UC Berkeley Press Release
Music professors honored for books
BERKELEY – Richard Taruskin and Kate van Orden of the University of California, Berkeley's Music Department have received top honors from the American Musicological Society (AMS) for their new books - one the history of Western music, the other on music in early modern France.
The two awards were among 11 honors announced earlier this month at the annual meeting in Los Angeles of the AMS and the Society for Music Theory.
Taruskin, a professor of Russian and 20th century music, won the Otto Kinkeldey Award for outstanding musicological scholarship by a scholar not in the early stages of his career for his six-volume "The Oxford History of Western Music," published in 2005.

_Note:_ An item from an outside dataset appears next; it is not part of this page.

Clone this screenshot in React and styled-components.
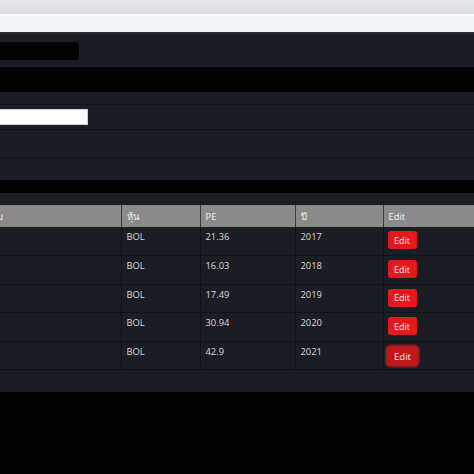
import React from 'react'
import styled, { createGlobalStyle } from 'styled-components'

const Global = createGlobalStyle`
  html, body { margin: 0; padding: 0; background: #000; overflow: hidden; }
  body { font-family: "Open Sans", "Noto Sans", sans-serif; }
`

const TabStrip = styled.div`
  height: 14px;
  background: linear-gradient(#e4e6ea, #dcdfe3);
  border-bottom: 2px solid #fff;
`

const AddressBar = styled.div`
  height: 16px;
  background: #f1f3f4;
  border-bottom: 2px solid #2a2c32;
`

const Page = styled.div`
  margin-left: -25px;
  width: calc(100% + 25px);
`

const Band = styled.div`
  height: ${p => p.h}px;
  background: ${p => (p.black ? '#000' : '#1b1d24')};
  border-bottom: ${p => (p.line ? '1px solid #121318' : 'none')};
  display: flex;
  align-items: center;
  box-sizing: border-box;
`

const SearchBox = styled.div`
  width: 104px;
  height: 18px;
  background: #030303;
  border-radius: 0 3px 3px 0;
  color: #ddd;
  font-size: 8px;
  line-height: 18px;
  padding-left: 20px;
  box-sizing: border-box;
`

const TextInput = styled.input`
  width: 113px;
  height: 16px;
  border: 1px solid #cfcfcf;
  background: #fff;
  padding: 0;
  margin: 0;
  box-sizing: border-box;
`

const Table = styled.table`
  width: 100%;
  border-collapse: collapse;
  table-layout: fixed;
  font-size: 9.4px;
  color: #d9d9d9;
`

const HeadCell = styled.th`
  height: 22px;
  background: #8a8a8a;
  color: #f0f0f0;
  font-weight: 400;
  text-align: left;
  padding: 0 5px;
  border-left: 1px solid #3a3b40;
  &:first-child { border-left: none; }
`

const Row = styled.tr`
  height: 28.6px;
  background: #1b1d24;
  border-bottom: 1px solid #111216;
`

const Cell = styled.td`
  vertical-align: top;
  padding: 4px 5px 0;
  line-height: 12px;
  border-left: 1px solid #111216;
  &:first-child { border-left: none; }
`

const EditButton = styled.button`
  font-family: inherit;
  font-size: 9px;
  color: #f3f3f3;
  background: ${p => (p.focused ? '#c3161b' : '#e3191e')};
  border: none;
  border-radius: 3px;
  width: 29px;
  height: 18px;
  padding: 0;
  margin: 0 0 0 -1px;
  box-shadow: ${p => (p.focused ? '0 0 0 2px rgba(170, 30, 34, 0.75)' : 'none')};
  margin-top: ${p => (p.focused ? '1px' : '0')};
  transform: ${p => (p.focused ? 'scale(1.05)' : 'none')};
`

const rows = [
  { pe: '21.36', year: '2017' },
  { pe: '16.03', year: '2018' },
  { pe: '17.49', year: '2019' },
  { pe: '30.94', year: '2020' },
  { pe: '42.9', year: '2021' },
]

export default function App() {
  return (
    <>
      <Global />
      <TabStrip />
      <AddressBar />
      <Page>
        <Band h={33}>
          <SearchBox>.</SearchBox>
        </Band>
        <Band h={25} black />
        <Band h={13} line />
        <Band h={25} line>
          <TextInput />
        </Band>
        <Band h={28} line />
        <Band h={22} />
        <Band h={13} black />
        <Band h={12} />
        <Table>
          <colgroup>
            <col style={{ width: 146 }} />
            <col style={{ width: 79 }} />
            <col style={{ width: 95 }} />
            <col style={{ width: 88 }} />
            <col />
          </colgroup>
          <thead>
            <tr>
              <HeadCell>ลำดับ</HeadCell>
              <HeadCell>หุ้น</HeadCell>
              <HeadCell>PE</HeadCell>
              <HeadCell>ปี</HeadCell>
              <HeadCell>Edit</HeadCell>
            </tr>
          </thead>
          <tbody>
            {rows.map((r, i) => (
              <Row key={r.year}>
                <Cell />
                <Cell>BOL</Cell>
                <Cell>{r.pe}</Cell>
                <Cell>{r.year}</Cell>
                <Cell>
                  <EditButton focused={i === rows.length - 1}>Edit</EditButton>
                </Cell>
              </Row>
            ))}
          </tbody>
        </Table>
        <Band h={22} />
      </Page>
    </>
  )
}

Reviewer Roger Scruton in the Times Literary Supplement praised the book, calling it "not a work of reference, any more than was Gibbon's 'Decline and Fall of the Roman Empire' or Spengler's 'Decline of the West.' It is a visionary addition to our understanding of our culture."
Van Orden, an associate professor of music and specialist in cultural history, received the Lewis Lockwood Award for outstanding musicological scholarship published in the earlier stages of a scholar's career for her book, "Music, Discipline, and Arms in Early Modern France," published in 2005.
Through detailed studies of dance, kingship and warfare, van Orden illustrates how music became a disciplinary agent of the state on and off the battlefield. Her research for the book enabled her to reconstruct the equestrian ballet performed in 1612 for the engagement of King Louis XIII. The reconstruction premiered at the 2000 Berkeley Festival of Early Music.